Bob Carter: There are about 47 scientists, scattered around the world, who have contributed to the NIPCC report. They are entirely without conflicts of interest. They have no relationship with government authorities or bodies. They are giving you a genuine independent, if you like due diligence audit of what the IPCC is up to.

Shaun Ley: The IPCC is, as you say, funded by governments, it's funded by public organisations of various kinds who help to pay for the scientists, and so on. You can't do this off your own back - you have to get help and support. What sort of help and support do you get?

Bob Carter: It is largely done off our own bat. The organisation who prints and edits and organises it is a think tank in Chicago, a libertarian think tank called the Heartland Institute, and they accept donations from family foundations specifically to fund the NIPCC exercise. There is no industry money in it. Even more importantly, there's no government money in it or environmental lobby group money in it.

Shaun Ley: What then does your group think should be done - if anything - to address the consequences of these changes in temperature? Because if changes of temperature are happening - whoever or whatever causes them, whether they are entirely natural or man has contributed to them - they have consequences.

Bob Carter: It's clear - I live in Australia, we have catastrophic bush fires, floods and cyclones, and it's very clear that we do not - western governments do not handle emergency weather and climate events like that as well as they should. So, is there a need for a United Nations body to be set up to advise us on all of that? No, there isn't. Is there a need to improve the way we handle natural disasters? Yes, there is a need to do that. But it's by continuing but improving what we do already, which is to adapt to the change, as and when it happens.

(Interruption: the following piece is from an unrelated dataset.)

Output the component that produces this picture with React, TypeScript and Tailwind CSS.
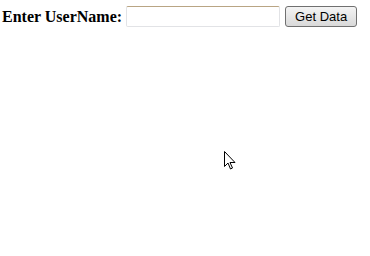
import React from 'react'

export default function App() {
  return (
    <div className="relative h-[256px] w-[370px] bg-white">
      <div className="flex items-center pl-[2px] pt-[6px]">
        <span className="font-['Liberation_Serif',serif] text-[16px] font-bold leading-[21px] text-black">Enter UserName:</span>
        <input
          className="ml-[4px] h-[21px] w-[154px] rounded-[2px] border border-[#e2e3e6] border-t-[#b9a584] bg-white px-1 outline-none"
        />
        <button className="ml-[5px] h-[21px] w-[72px] rounded-[3px] border border-[#707070] bg-gradient-to-b from-[#f4f4f4] to-[#d9d9d9] font-['Liberation_Sans',sans-serif] text-[13px] leading-[19px] text-black">
          Get Data
        </button>
      </div>
      <svg className="absolute left-[224px] top-[151px]" width="13" height="20" viewBox="0 0 13 20">
        <path d="M0.5 0.5 L0.5 15.5 L4 12 L6.5 18 L8.5 17 L6 11.5 L11 11.5 Z" fill="white" stroke="black" strokeWidth="1" strokeLinejoin="miter" />
      </svg>
    </div>
  )
}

No government tries to predict or stop an earthquake or a volcanic eruption. Similarly, no sensible government would dream of trying to - in inverted commas - "stop climate change". It is a ludicrous idea.

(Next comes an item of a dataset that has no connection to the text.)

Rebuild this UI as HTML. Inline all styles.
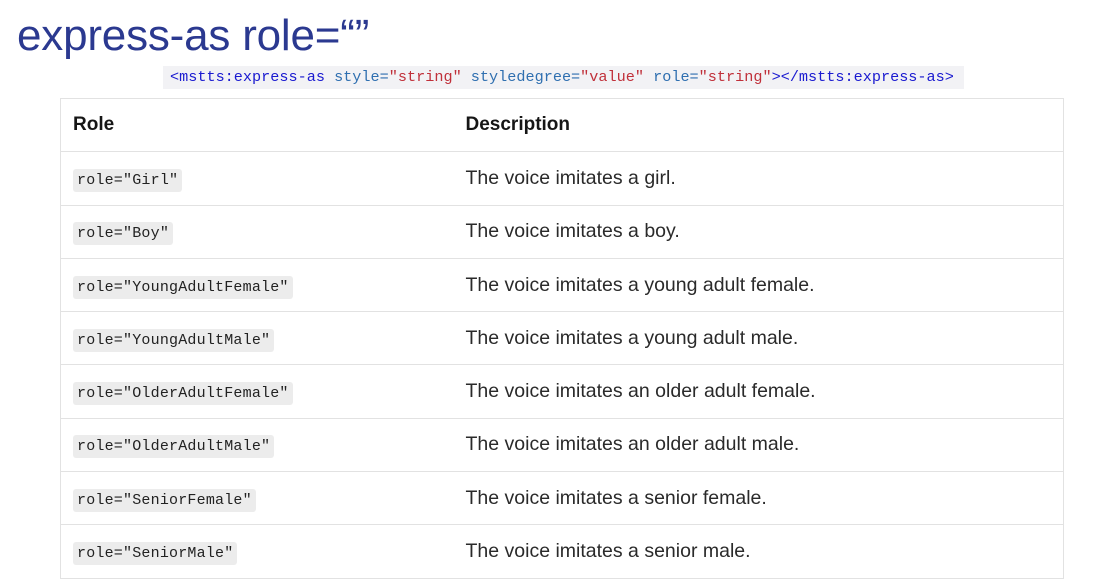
<!DOCTYPE html>
<html><head><meta charset="utf-8"><style>
*{margin:0;padding:0;box-sizing:border-box}
body{width:1110px;height:585px;background:#fff;position:relative;overflow:hidden;font-family:"Liberation Sans",sans-serif}
.title{position:absolute;left:17px;top:11px;font-size:44px;color:#2b3990;letter-spacing:-0.2px;line-height:50px}
.code{position:absolute;left:163px;top:66px;width:801px;height:23px;background:#f2f2f5;font-family:"Liberation Mono",monospace;font-size:15.2px;line-height:23px;padding-left:7px;white-space:pre;color:#2f6fb0}
.b{color:#1a1ad0}.r{color:#c0303a}
table{position:absolute;left:60px;top:98px;width:1004px;border-collapse:collapse;border:1px solid #e2e2e2}
td,th{height:53.3px;border-top:1px solid #e2e2e2;text-align:left;vertical-align:middle;font-size:19.5px;color:#2a2a2a}
th{font-weight:bold;color:#161616;font-size:19px}
td:first-child,th:first-child{padding-left:12px;width:405px}
tr:first-child th{border-top:none}
code{font-family:"Liberation Mono",monospace;font-size:15px;letter-spacing:0.2px;background:#ececec;border-radius:3px;padding:3px 4px;color:#222}
</style></head><body>
<div class="title">express-as role=“”</div>
<div class="code"><span class="b">&lt;mstts:express-as</span> style=<span class="r">"string"</span> styledegree=<span class="r">"value"</span> role=<span class="r">"string"</span><span class="b">&gt;&lt;/mstts:express-as&gt;</span></div>
<table>
<tr><th>Role</th><th>Description</th></tr>
<tr><td><code>role="Girl"</code></td><td>The voice imitates a girl.</td></tr>
<tr><td><code>role="Boy"</code></td><td>The voice imitates a boy.</td></tr>
<tr><td><code>role="YoungAdultFemale"</code></td><td>The voice imitates a young adult female.</td></tr>
<tr><td><code>role="YoungAdultMale"</code></td><td>The voice imitates a young adult male.</td></tr>
<tr><td><code>role="OlderAdultFemale"</code></td><td>The voice imitates an older adult female.</td></tr>
<tr><td><code>role="OlderAdultMale"</code></td><td>The voice imitates an older adult male.</td></tr>
<tr><td><code>role="SeniorFemale"</code></td><td>The voice imitates a senior female.</td></tr>
<tr><td><code>role="SeniorMale"</code></td><td>The voice imitates a senior male.</td></tr>
</table>
</body></html>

Shaun Ley: Bob Carter. So how does the panel respond to the criticism that the conclusions are the result of government influenced haggling? Peter Stott from the Met Office is one of the IPCC's lead authors of its report.

* * *

Peter Stott: This process is extraordinarily scientific. We've spent the last week - and the last two days we haven't got much sleep, because we've been going through the detailed science, based on thousands and thousands of peer-reviewed literature. We've gone into the science in extraordinary detail, in extraordinary depth. And every single sentence has been scrutinised in great detail. And it's all based on peer-reviewed literature, and over 50,000 review comments that have been made, over the drafts of this report.

Shaun Ley: But it's not just the sceptics saying that - even somebody like Lord Stern, who did the report for the last government, into the economic consequences of climate change, has described it as a process of "filtering and haggling", in order, really, to get agreement between all these parties from all these different countries and the governments they represent.

Peter Stott: Well, you know the key point for me, coming into this week, was that the science would come through clear and strong. And it has, for sure. Because we have got this statement, very clearly expressed, that human influence on the climate system is clear, that the confidence is greater than 95% for the dominant role of human influence on climate. And the other point about this is that the governments have agreed to these statements. So the governments can't say "We don't agree to the science", because we have presented it to them, the scientists have been there, my colleagues and I, and we've shown them this evidence, and they've said "Yes, this evidence is right".

Shaun Ley: The other example that's raised on this is an interesting one - is this question of what's been described as a "pause" or "hiatus", where the degree of warming now appears to be at a slower rate than was originally thought. And there's been an argument about how much of that should appear in this report.

Peter Stott: We've always expected to have trends in shorter terms, that are less than the longer-term trend. In fact, in this assessment we've done a thorough assessment of this, and we've looked at what's happening in the ocean, we've looked at small effects from the fact the solar cycle has been as less this time than last, and so we've had this assessment that puts the recent 15 years into the longer-term context. In fact, in the last 15 years, we've presented evidence that the oceans have warmed, the snow and ice has melted, the sea level has continued to rise, and extremes have continued to become more intense and more frequent. And so, in fact it's evidence from the last 15 years that's added to the strength and the robustness of these conclusions about the dominant role of human influence on the warming that we've observed.

Shaun Ley: And for those who say "Look, that ought to inject a note of caution, that if there is this change over 15 years, it might not be borne out for a longer period, but right now we just don't know".

Peter Stott: We do know, and this report shows - as I say, we've got this very strong conclusion that human influence is clear, because we see it right across the climate system, including what we've seen in the last 15 years, including the fact that we've had record low Arctic sea ice extent, including the fact that rainfall patterns have changed, and more and more extreme weather is being observed. So it's very, very clear, what's coming out of this report.

Shaun Ley: We had some of the conclusions from the reports, back six years ago, being criticised. One most spectacular error that crept in was the suggestion that Himalayan glaciers would almost vanish by 2035. That was subsequently corrected. Given that experience, have you and your fellow authors been perhaps a bit more cautious this time, about what you put into the report?

Peter Stott: What has been happening this week in Stockholm is that we've had this really, really rigorous assessment - that's why we've had so little sleep the last two days, because we've been going through every single sentence line by line, and the scientists continually presenting the depth of the evidence. In fact, we have over a million words in this report and many, many diagrams, many, many assessments coming through. And so we've had this very, very rigorous level of scrutiny on the assessment.

Shaun Ley: Peter Stott, who helped to write the IPCC report.